Clear rules around identity verification, ownership rights, and market conduct are essential for integrating tokenized assets into the global financial system. As regulators begin to engage more actively with blockchain-based models, there is growing recognition that compliance can function as infrastructure, enabling secure and scalable participation rather than restricting it.
The challenge lies in balancing innovation with protection. Overly restrictive policies may limit growth, while insufficient oversight could undermine trust and stability.
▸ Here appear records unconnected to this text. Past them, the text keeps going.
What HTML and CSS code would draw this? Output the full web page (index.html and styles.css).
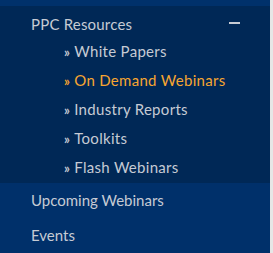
FILE: index.html
```html
<!DOCTYPE html>
<html>
<head>
<meta charset="utf-8">
<link rel="stylesheet" href="styles.css">
</head>
<body>
<nav class="menu">
  <div class="top-strip"></div>
  <div class="group">
    <div class="group-head">
      <span>PPC Resources</span>
      <span class="minus"></span>
    </div>
    <ul class="sub">
      <li><span class="raquo">»</span>White Papers</li>
      <li class="active"><span class="raquo">»</span>On Demand Webinars</li>
      <li><span class="raquo">»</span>Industry Reports</li>
      <li><span class="raquo">»</span>Toolkits</li>
      <li><span class="raquo">»</span>Flash Webinars</li>
    </ul>
  </div>
  <div class="item">Upcoming Webinars</div>
  <div class="item">Events</div>
</nav>
</body>
</html>
```

FILE: styles.css
```css
html, body {
  margin: 0;
  padding: 0;
  width: 273px;
  height: 253px;
  overflow: hidden;
  background: #e6e6e6;
}
.menu {
  width: 270px;
  height: 253px;
  background: #00306a;
  font-family: Lato, "Open Sans", sans-serif;
  font-size: 15px;
  color: #c6cbd4;
}
.top-strip {
  height: 6px;
  background: #00316b;
}
.group {
  background: #002856;
  padding: 8px 0 1px 0;
}
.group-head {
  display: flex;
  justify-content: space-between;
  align-items: center;
  padding: 0 30px 0 31px;
  height: 20px;
  margin-bottom: 3px;
  letter-spacing: 0.2px;
}
.minus {
  width: 11px;
  height: 1.5px;
  background: #c6cbd4;
  margin-top: -2px;
}
.sub {
  list-style: none;
  margin: 0;
  padding: 0 0 0 64px;
}
.sub li {
  height: 29px;
  line-height: 29px;
  letter-spacing: 0.3px;
}
.raquo {
  margin-right: 4px;
  font-size: 13px;
  font-weight: 700;
}
.sub li.active {
  color: #f6a531;
}
.item {
  padding-left: 31px;
  height: 35px;
  line-height: 35px;
}
```
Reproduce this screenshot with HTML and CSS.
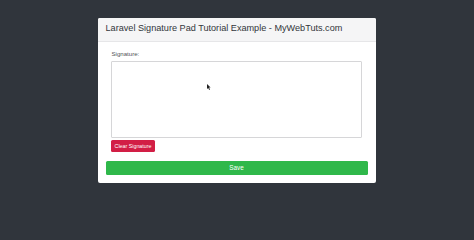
FILE: index.html
```html
<!DOCTYPE html>
<html>
<head>
<meta charset="utf-8">
<link rel="stylesheet" href="styles.css">
</head>
<body>
<div class="page">
  <div class="card">
    <div class="card-header">Laravel Signature Pad Tutorial Example - MyWebTuts.com</div>
    <div class="card-body">
      <div class="group">
        <label class="label">Signature:</label>
        <div class="pad">
          <svg class="cursor" width="4" height="6" viewBox="0 0 4 6"><path d="M0 0 L0 5 L1.2 4 L2.2 6 L3 5.6 L2 3.6 L3.6 3.6 Z" fill="#222"/></svg>
        </div>
        <button class="btn btn-clear">Clear Signature</button>
      </div>
      <button class="btn btn-save">Save</button>
    </div>
  </div>
</div>
</body>
</html>
```
FILE: styles.css
```css
html, body {
  margin: 0;
  padding: 0;
  background: #30353c;
  width: 474px;
  height: 220px;
  overflow: hidden;
  font-family: "Liberation Sans", Arial, sans-serif;
}
.page {
  padding-top: 18px;
  padding-left: 97.5px;
}
.card {
  width: 278px;
  height: 165px;
  background: #fff;
  border-radius: 2px;
  box-sizing: border-box;
  display: flex;
  flex-direction: column;
}
.card-header {
  height: 24px;
  box-sizing: border-box;
  background: #f5f5f6;
  border-bottom: 1px solid #e6e6e8;
  border-radius: 2px 2px 0 0;
  color: #33363b;
  font-size: 9.15px;
  padding: 5px 0 0 8px;
  white-space: nowrap;
}
.card-body {
  padding: 8px 8px 0 8px;
  display: flex;
  flex-direction: column;
}
.group {
  padding: 0 5.5px;
  display: flex;
  flex-direction: column;
  align-items: flex-start;
}
.label {
  font-size: 6.1px;
  color: #505357;
  height: 11px;
  line-height: 8px;
  padding-left: 0.5px;
}
.pad {
  position: relative;
  align-self: stretch;
  height: 77px;
  box-sizing: border-box;
  border: 1px solid #d6d6d8;
  border-radius: 1px;
  background: #fff;
}
.cursor {
  position: absolute;
  left: 95px;
  top: 22px;
}
.btn {
  border: none;
  color: #fff;
  font-family: "Liberation Sans", Arial, sans-serif;
  cursor: pointer;
  padding: 0;
}
.btn-clear {
  margin-top: 2px;
  width: 44px;
  height: 11.5px;
  background: #d21e45;
  border-radius: 1.5px;
  font-size: 5.3px;
}
.btn-save {
  margin-top: 9px;
  width: 262px;
  height: 14px;
  background: #2fb84a;
  border-radius: 1.5px;
  font-size: 6.3px;
}
```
The Bigger Picture: Toward Inclusive Capital Markets
Tokenization represents more than a technological upgrade, it signals a shift toward more inclusive and efficient capital markets. By lowering barriers to entry, improving liquidity, and enabling cross-border participation, it has the potential to reshape how value is created, distributed, and accessed.
For emerging markets, the implications are profound. Tokenization can help unlock dormant capital, support local economic development, and integrate previously isolated markets into the global financial system.
At the same time, its success will depend on thoughtful implementation. Technology alone is not enough, legal frameworks, governance structures, and market design will determine whether tokenization delivers on its promise.
Conclusion: Infrastructure, Not Hype
The narrative around tokenization is often framed in terms of disruption, but in emerging markets, its true significance lies in infrastructure. It is not about creating entirely new markets from scratch, but about improving how existing markets function, making them more accessible, transparent, and connected.
As tokenization continues to evolve, emerging markets are likely to play a central role in its adoption and impact. In many ways, they are not just early adopters, they are the proving ground for a new model of global finance, where capital is no longer constrained by geography, and opportunity is no longer limited by access.